This year’s wave of GCSE results brings with it a significant drop in results, as the proportion of students awarded A* to C grades has dropped by a record 2.1 per cent compared to last year.
It now stands at 66.9%, with the number of people gaining a C grade or above in English especially low. The proportion of people achieving A* grades has also dropped by 0.1 per cent.
The unprecedented drop in grades is thought to be the result of a new government policy forcing 17-year-olds who failed to get a C grade or above in maths or English to re-sit their exams. As a result, more students overall were sitting the tests.
Despite this, some of the decrease is inexplicable. In the pupils taking their exams in year 11, the regular year to take them, there was a 1.3 per cent decrease in the proportion of students gaining A*-C grades.
There was a 32 per cent increase in the number of students sitting their maths GCSE this year, and yet less than one third got a grade A* to C, compared to more than 70 per cent last year.
For the fifth year running there has been a drop in the number of A* grades received, with a total of 6.5 per cent of entries getting the highest mark, dropping by 0.1 per cent from last year.

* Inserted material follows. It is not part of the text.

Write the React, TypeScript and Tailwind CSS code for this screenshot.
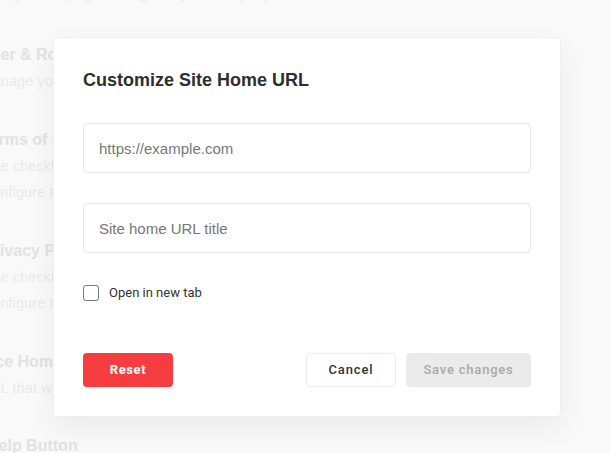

Michael Turner, director general of the JCQ, said: “There is significant movement in this year’s entries, which impacts on results and creates a very complex national picture.
“We have seen shifts not only between subjects, but also across qualifications and year groups. This is driven by several factors, including performance measures and re-sit policies in England.”
Nick Gibb, School standards Minister was pleased to see that the core academic subjects were being taken more, as it gives students a wider range of opportunities.
“And for those 17-year-olds who have struggled to achieve good grades in maths, we are seeing 4,000 more successful re-takes of those exams; delivering better prospects for every one of those young people.”